To be quite honest, at last night’s performance I failed to pick up any plash of oars or any watery allusion whatsoever. Mahler’s seventh symphony is generally acknowledged to be more difficult to understand and interpret than his previous ones, and last night’s performance bore this conclusion out, despite some stellar playing by the orchestra’s virtuoso members, almost one hundred of whom sat crowded on the stage.
What most distinguishes this symphony, in my opinion, is the absence of any identifiable, continuous melodic thread. Three of its five movements bears a descriptive heading, such as ‘Night Music’ and Shadlow-like,’ alongside the more mundane Adagio-Allegro of the first movement and Rondo-Finale of the last, but these titles do not really explain what is going on in the music.
From the introductory passage played by the horn to the grand finale, where all the instruments are playing fortissimo, with percussion galore and two (yes, two!) sets of tubular bells all giving of their utmost, the symphony is replete with all the familiar elements that we have come to know and love in Mahler’s other symphonies. And so we hear the familiar rise and fall of the strings, the echoing notes of the woodwinds and brass, the interplay between the various brass instruments, the melodious notes of the two harps, and the inimical sounds of the different kinds of drums. In his childhood Mahler lived close to a military barracks, and the sounds he heard then resound through his music and thus come to our ears, too.

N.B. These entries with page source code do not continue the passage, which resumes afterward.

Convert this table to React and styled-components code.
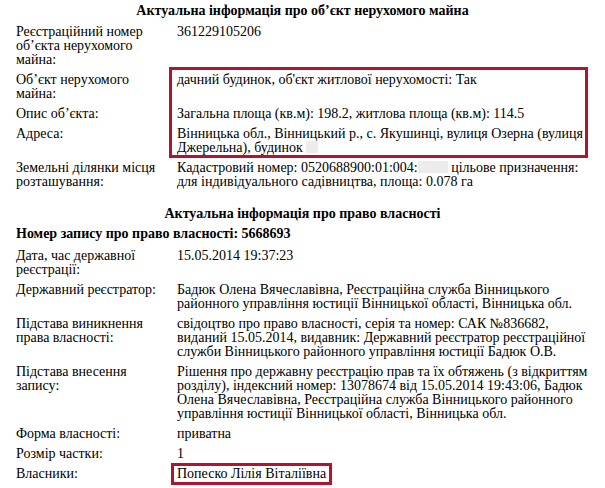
import React from "react";
import styled, { createGlobalStyle } from "styled-components";

const Global = createGlobalStyle`
  html, body { margin: 0; padding: 0; background: #fff; }
  body { font-family: "Liberation Serif", "Times New Roman", serif; color: #000; }
`;

const Page = styled.div`
  width: 605px;
  height: 488px;
  overflow: hidden;
  padding-top: 4px;
  box-sizing: border-box;
  font-family: "Liberation Serif", "Times New Roman", serif;
  font-size: 14px;
  line-height: 14px;
`;

const SectionTitle = styled.div`
  text-align: center;
  font-weight: bold;
  margin: ${(p) => p.$m || "0"};
`;

const RecordTitle = styled.div`
  font-weight: bold;
  margin: 6px 0 8px 16px;
`;

const Grid = styled.div`
  display: grid;
  grid-template-columns: 161px 420px;
  row-gap: 6px;
  margin: ${(p) => p.$m || "0"} 0 0 16px;
`;

const Label = styled.div`
  grid-column: 1;
  grid-row: ${(p) => p.$row};
  padding-right: 12px;
`;

const Value = styled.div`
  grid-column: 2;
  grid-row: ${(p) => p.$row};
`;

const Highlight = styled.div`
  grid-column: 2;
  grid-row: ${(p) => p.$rows};
  margin: -6px 9px -3px -8px;
  border: 3px solid #b3132d;
  pointer-events: none;
`;

const Owner = styled.span`
  display: inline-block;
  margin: -4px 0 0 -6px;
  padding: 1px 3px 1px 3px;
  line-height: 14px;
  border: 3px solid #b3132d;
`;

const Blur = styled.span`
  display: inline-block;
  width: ${(p) => p.$w}px;
  height: 12px;
  vertical-align: -1px;
  background: #ececec;
`;

export default function App() {
  return (
    <>
      <Global />
      <Page>
        <SectionTitle>Актуальна інформація про об’єкт нерухомого майна</SectionTitle>
        <Grid $m="7px">
          <Label $row={1}>Реєстраційний номер об’єкта нерухомого майна:</Label>
          <Value $row={1}>361229105206</Value>
          <Label $row={2}>Об’єкт нерухомого майна:</Label>
          <Value $row={2}>дачний будинок, об'єкт житлової нерухомості: Так</Value>
          <Label $row={3}>Опис об’єкта:</Label>
          <Value $row={3}>Загальна площа (кв.м): 198.2, житлова площа (кв.м): 114.5</Value>
          <Label $row={4}>Адреса:</Label>
          <Value $row={4}>
            Вінницька обл., Вінницький р., с. Якушинці, вулиця Озерна (вулиця<br />
            Джерельна), будинок <Blur $w={12} />
          </Value>
          <Highlight $rows="2 / 5" />
          <Label $row={5}>Земельні ділянки місця розташування:</Label>
          <Value $row={5}>
            Кадастровий номер: 0520688900:01:004:<Blur $w={30} /> цільове призначення:<br />
            для індивідуального садівництва, площа: 0.078 га
          </Value>
        </Grid>
        <SectionTitle $m="18px 0 0">Актуальна інформація про право власності</SectionTitle>
        <RecordTitle>Номер запису про право власності: 5668693</RecordTitle>
        <Grid>
          <Label $row={1}>Дата, час державної реєстрації:</Label>
          <Value $row={1}>15.05.2014 19:37:23</Value>
          <Label $row={2}>Державний реєстратор:</Label>
          <Value $row={2}>
            Бадюк Олена Вячеславівна, Реєстраційна служба Вінницького<br />
            районного управління юстиції Вінницької області, Вінницька обл.
          </Value>
          <Label $row={3}>Підстава виникнення права власності:</Label>
          <Value $row={3}>
            свідоцтво про право власності, серія та номер: САК №836682,<br />
            виданий 15.05.2014, видавник: Державний реєстратор реєстраційної<br />
            служби Вінницького районного управління юстиції Бадюк О.В.
          </Value>
          <Label $row={4}>Підстава внесення запису:</Label>
          <Value $row={4}>
            Рішення про державну реєстрацію прав та їх обтяжень (з відкриттям<br />
            розділу), індексний номер: 13078674 від 15.05.2014 19:43:06, Бадюк<br />
            Олена Вячеславівна, Реєстраційна служба Вінницького районного<br />
            управління юстиції Вінницької області, Вінницька обл.
          </Value>
          <Label $row={5}>Форма власності:</Label>
          <Value $row={5}>приватна</Value>
          <Label $row={6}>Розмір частки:</Label>
          <Value $row={6}>1</Value>
          <Label $row={7}>Власники:</Label>
          <Value $row={7}><Owner>Попеско Лілія Віталіївна</Owner></Value>
        </Grid>
      </Page>
    </>
  );
}
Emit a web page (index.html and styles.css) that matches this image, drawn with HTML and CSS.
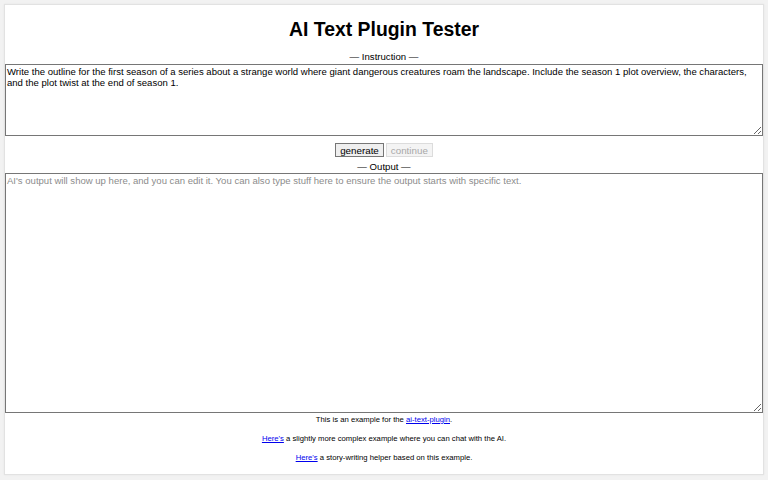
FILE: index.html
```html
<!DOCTYPE html>
<html lang="en">
<head>
    <meta charset="UTF-8">
    <meta name="viewport" content="width=device-width, initial-scale=1.0">
    <title>AI Text Plugin Tester</title>
    <link rel="stylesheet" href="styles.css">
</head>
<body>
    <div class="page">
        <h1>AI Text Plugin Tester</h1>

        <div class="label first">— Instruction —</div>
        <textarea class="instruction" id="instruction">Write the outline for the first season of a series about a strange world where giant dangerous creatures roam the landscape. Include the season 1 plot overview, the characters, and the plot twist at the end of season 1.</textarea>

        <div class="buttons">
            <button type="button" id="generate_btn">generate</button>
            <button type="button" id="continue_btn" disabled>continue</button>
        </div>

        <div class="label">— Output —</div>
        <textarea class="output" id="output" placeholder="AI's output will show up here, and you can edit it. You can also type stuff here to ensure the output starts with specific text."></textarea>

        <div class="notes">
            <p>This is an example for the <a href="#">ai-text-plugin</a>.</p>
            <p><a href="#">Here's</a> a slightly more complex example where you can chat with the AI.</p>
            <p><a href="#">Here's</a> a story-writing helper based on this example.</p>
        </div>
    </div>
</body>
</html>
```

FILE: styles.css
```css
body {
    margin: 0;
    padding: 4px;
    background-color: #f2f2f2;
    font-family: "Liberation Sans", Arial, sans-serif;
}

.page {
    background-color: white;
    border: 1px solid #e2e2e2;
    box-shadow: 0 0 2px rgba(0, 0, 0, 0.06);
    height: 471px;
    box-sizing: border-box;
    text-align: center;
}

h1 {
    font-size: 19.4px;
    margin: 0;
    padding-top: 13px;
    height: 32px;
    line-height: 22px;
}

.label {
    font-size: 9.6px;
    line-height: 12px;
    height: 12px;
}

.label.first {
    margin-top: 1px;
    height: 13px;
}

textarea {
    display: block;
    width: 100%;
    box-sizing: border-box;
    margin: 0;
    padding: 1px 1px;
    border: 1px solid #767676;
    font-family: "Liberation Sans", Arial, sans-serif;
    font-size: 9.55px;
    line-height: 11px;
    resize: vertical;
}

.instruction {
    height: 72px;
}

.output {
    height: 240px;
}

.output::placeholder {
    color: #8c8c8c;
}

.buttons {
    padding-top: 7px;
    height: 18px;
    font-size: 0;
}

button {
    font-family: "Liberation Sans", Arial, sans-serif;
    font-size: 9.8px;
    line-height: 11px;
    height: 14px;
    padding: 0 4px;
    margin: 0 1px;
    border: 1px solid #767676;
    border-radius: 0;
    background-color: #efefef;
    color: black;
}

button:disabled {
    border-color: #dcdcdc;
    color: #a8a8a8;
    background-color: #f4f4f4;
}

.notes {
    font-size: 7.7px;
    padding-top: 2px;
}

.notes p {
    margin: 0 0 9px 0;
    line-height: 10px;
}

.notes a {
    color: #0000ee;
}
```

But it’s the absence of any continuous melodic thread that I find most disturbing in this symphony, which nonetheless bears all the hallmarks of Mahler’s music. Snippets of other, more accessible symphonies of his appear and recur throughout the performance, and at times one thinks that one is able to recognize where a theme is going, but then it disappears and a different one emerges. The symphony as a whole seemed to me to be comprised of innumerable component parts of something that could be considered akin to the pieces of the game known as Lego.
On reflection, it seems to me that Mahler took snatches of music he had composed in the past, and wove them into a new fabric, a kaleidoscopic invention based on existing elements and reassembled in a different form, Last night’s performance lasted for almost an hour and a half, and every note, every chord, every passage was unmistakably Mahler. But although the individual parts did not seem quite to cohere into a consistent whole, the eruption of sound at the end drew a roar of appreciation and applause from the audience. And so we went out into the cold, wet night warmed and uplifted by Mahler’s inimitable genius.